Input rows »
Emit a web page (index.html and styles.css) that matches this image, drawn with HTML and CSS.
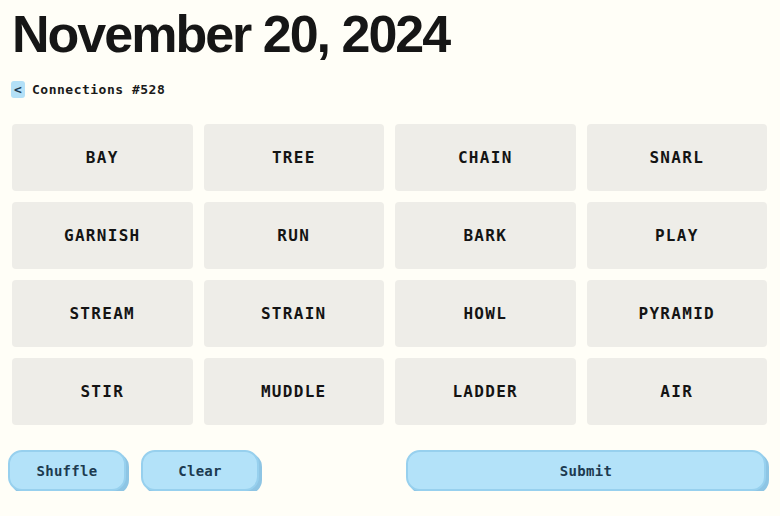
FILE: index.html
```html
<!DOCTYPE html>
<html lang="en">
<head>
    <meta charset="UTF-8">
    <title>Connections #528</title>
    <link rel="stylesheet" href="styles.css">
</head>
<body>
    <main class="game">
        <h1 class="date">November 20, 2024</h1>

        <div class="puzzle-link">
            <span class="back">&lt;</span>
            <span>Connections #528</span>
        </div>

        <div class="board">
            <div class="tile">BAY</div>
            <div class="tile">TREE</div>
            <div class="tile">CHAIN</div>
            <div class="tile">SNARL</div>
            <div class="tile">GARNISH</div>
            <div class="tile">RUN</div>
            <div class="tile">BARK</div>
            <div class="tile">PLAY</div>
            <div class="tile">STREAM</div>
            <div class="tile">STRAIN</div>
            <div class="tile">HOWL</div>
            <div class="tile">PYRAMID</div>
            <div class="tile">STIR</div>
            <div class="tile">MUDDLE</div>
            <div class="tile">LADDER</div>
            <div class="tile">AIR</div>
        </div>

        <div class="controls">
            <div class="left-controls">
                <button class="btn">Shuffle</button>
                <button class="btn">Clear</button>
            </div>
            <button class="btn submit">Submit</button>
        </div>
    </main>
</body>
</html>
```

FILE: styles.css
```css
body {
    margin: 0;
    background-color: #fffef7;
    color: #111;
    font-family: 'DejaVu Sans Mono', monospace;
}

.game {
    padding: 0 13px 0 12px;
}

.date {
    font-family: 'Liberation Sans', Arial, sans-serif;
    font-size: 52px;
    font-weight: bold;
    letter-spacing: -2px;
    line-height: 60px;
    margin: 4px 0 0 0;
    color: #161616;
}

.puzzle-link {
    display: flex;
    align-items: center;
    gap: 7px;
    margin-top: 17px;
    font-size: 13px;
    font-weight: bold;
    letter-spacing: 0.5px;
    color: #1a1a1a;
}

.back {
    display: inline-block;
    width: 14px;
    height: 17px;
    line-height: 17px;
    margin-left: -1px;
    text-align: center;
    background-color: #b3e0f7;
    border-radius: 3px;
    color: #1b3a52;
    letter-spacing: 0;
}

.board {
    display: grid;
    grid-template-columns: repeat(4, 1fr);
    grid-auto-rows: 67px;
    gap: 11px;
    margin-top: 26px;
}

.tile {
    display: flex;
    align-items: center;
    justify-content: center;
    background-color: #eeede8;
    border-radius: 4px;
    font-size: 16px;
    font-weight: bold;
    letter-spacing: 1.3px;
    color: #141414;
}

.controls {
    display: flex;
    align-items: flex-start;
    margin: 25px 0 0 -4px;
}

.left-controls {
    display: flex;
    gap: 15px;
}

.btn {
    width: 118px;
    height: 41px;
    padding: 0;
    background-color: #b3e2f9;
    border: 2px solid #97d0ee;
    border-radius: 14px;
    box-shadow: 3px 3px 0 #8ec5e4;
    font-family: 'DejaVu Sans Mono', monospace;
    font-size: 14px;
    font-weight: bold;
    letter-spacing: 0.3px;
    color: #1c3a50;
    cursor: pointer;
}

.submit {
    width: 360px;
    margin-left: auto;
    margin-right: 1px;
}
```
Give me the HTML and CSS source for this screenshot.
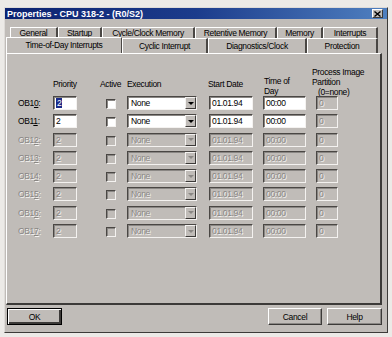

What you will do » Pictures are to be left out; all else in the entries above is to be quoted exactly.

Final result »
Emit a web page (index.html and styles.css) that matches this image, drawn with HTML and CSS.
FILE: index.html
```html
<!DOCTYPE html>
<html lang="en">
<head>
    <meta charset="UTF-8">
    <title>Connections #528</title>
    <link rel="stylesheet" href="styles.css">
</head>
<body>
    <main class="game">
        <h1 class="date">November 20, 2024</h1>

        <div class="puzzle-link">
            <span class="back">&lt;</span>
            <span>Connections #528</span>
        </div>

        <div class="board">
            <div class="tile">BAY</div>
            <div class="tile">TREE</div>
            <div class="tile">CHAIN</div>
            <div class="tile">SNARL</div>
            <div class="tile">GARNISH</div>
            <div class="tile">RUN</div>
            <div class="tile">BARK</div>
            <div class="tile">PLAY</div>
            <div class="tile">STREAM</div>
            <div class="tile">STRAIN</div>
            <div class="tile">HOWL</div>
            <div class="tile">PYRAMID</div>
            <div class="tile">STIR</div>
            <div class="tile">MUDDLE</div>
            <div class="tile">LADDER</div>
            <div class="tile">AIR</div>
        </div>

        <div class="controls">
            <div class="left-controls">
                <button class="btn">Shuffle</button>
                <button class="btn">Clear</button>
            </div>
            <button class="btn submit">Submit</button>
        </div>
    </main>
</body>
</html>
```

FILE: styles.css
```css
body {
    margin: 0;
    background-color: #fffef7;
    color: #111;
    font-family: 'DejaVu Sans Mono', monospace;
}

.game {
    padding: 0 13px 0 12px;
}

.date {
    font-family: 'Liberation Sans', Arial, sans-serif;
    font-size: 52px;
    font-weight: bold;
    letter-spacing: -2px;
    line-height: 60px;
    margin: 4px 0 0 0;
    color: #161616;
}

.puzzle-link {
    display: flex;
    align-items: center;
    gap: 7px;
    margin-top: 17px;
    font-size: 13px;
    font-weight: bold;
    letter-spacing: 0.5px;
    color: #1a1a1a;
}

.back {
    display: inline-block;
    width: 14px;
    height: 17px;
    line-height: 17px;
    margin-left: -1px;
    text-align: center;
    background-color: #b3e0f7;
    border-radius: 3px;
    color: #1b3a52;
    letter-spacing: 0;
}

.board {
    display: grid;
    grid-template-columns: repeat(4, 1fr);
    grid-auto-rows: 67px;
    gap: 11px;
    margin-top: 26px;
}

.tile {
    display: flex;
    align-items: center;
    justify-content: center;
    background-color: #eeede8;
    border-radius: 4px;
    font-size: 16px;
    font-weight: bold;
    letter-spacing: 1.3px;
    color: #141414;
}

.controls {
    display: flex;
    align-items: flex-start;
    margin: 25px 0 0 -4px;
}

.left-controls {
    display: flex;
    gap: 15px;
}

.btn {
    width: 118px;
    height: 41px;
    padding: 0;
    background-color: #b3e2f9;
    border: 2px solid #97d0ee;
    border-radius: 14px;
    box-shadow: 3px 3px 0 #8ec5e4;
    font-family: 'DejaVu Sans Mono', monospace;
    font-size: 14px;
    font-weight: bold;
    letter-spacing: 0.3px;
    color: #1c3a50;
    cursor: pointer;
}

.submit {
    width: 360px;
    margin-left: auto;
    margin-right: 1px;
}
```
Give me the HTML and CSS source for this screenshot.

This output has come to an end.